After the internet era, mobile usage became popular around the world providing a new solution for payment systems and an alternative for traditional financial services. Along with rapid development of fintechs, government and central banks are also making changes on some fiscal rules and regulations to keep up. They started to license liable fintechs for mobile money solutions. But in many countries, governments lagged behind the developments of fintech new technology. This research sends a gentle reminder to Mongolian government to improve rules and regulations for the mobile payment industry as there’s a high probability of international players entering the local market before relevant regulations are introduced.
M-pay research has started since the first mobile payment transaction in 1997. One of the earliest m-pay researchers Tomi Dahlberg (Dahlberg, Mallat, Ondrus, & Zmijewska, 2008) proposed a definition of mobile payment as follows:
“payments for goods, services, and bills with a mobile device by taking advantage of wireless and other communication technologies.”
Mongolian market analysis
PEST analysis covers political, economic, socio-cultural and technical factors. For Mongolian market, analysis is as follows:
Heavy regulation can be seen in KYC requirements and agent restrictions for Fintech companies, so that banks can play a main role in the mobile payment ecosystem (Evans, 2015). In Mongolia new regulation of e-money states that users have to sign paper contracts for mobile payment services. Failure to sign one, the user is only allowed to make payment with a maximum limit of $35 a day, $7 per transfer (Central Bank of Mongolia, 2018). This is the biggest barrier to Fintechs to reach critical mass, only innovators and people who are interested in trying new technology would go and find the physical store to fulfill the KYC requirements.
Regulators should choose whether to encourage shared platforms for cost efficiency or encourage competition between platforms for innovation and competitive pricing. Research and Development expenditure is a good example of showing financial support for science and innovation of a country. As (World bank, 2018) shows world average R&D expenditure is 2.2% of total GDP. Mongolian maximum R&D expenditure reached 0.337% in 2008. Since then the rate has fallen to 0.1% in 2018.
In Mongolia, the most commonly used device is POS machines. Almost all merchants accept bank card payments via NFC chip or by traditional magnetic strip. Last 2 years, QR code payment has become popular amongst youngsters. QR active scanning is more used than passive scanning. Because merchants usually do not have QR code scanners.

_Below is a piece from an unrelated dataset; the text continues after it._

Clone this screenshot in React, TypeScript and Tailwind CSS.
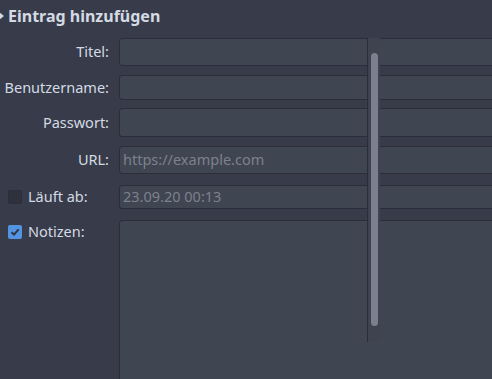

Cyber-crime rate for mobile payment is relatively low in Mongolia. According to (Central Bank of Mongolia, 2020 Q2) report, total fraud transfer made through bank payment card was over 11 thousand dollars. 56% of the amount was international payment.
The national data center enabled national database. Currently, user identification is completed by just tapping on the fingerprint reader in many places. Fintechs started to use this opportunity for KYC for their new subscribers. But a need for paper contract e-money regulation remains intact.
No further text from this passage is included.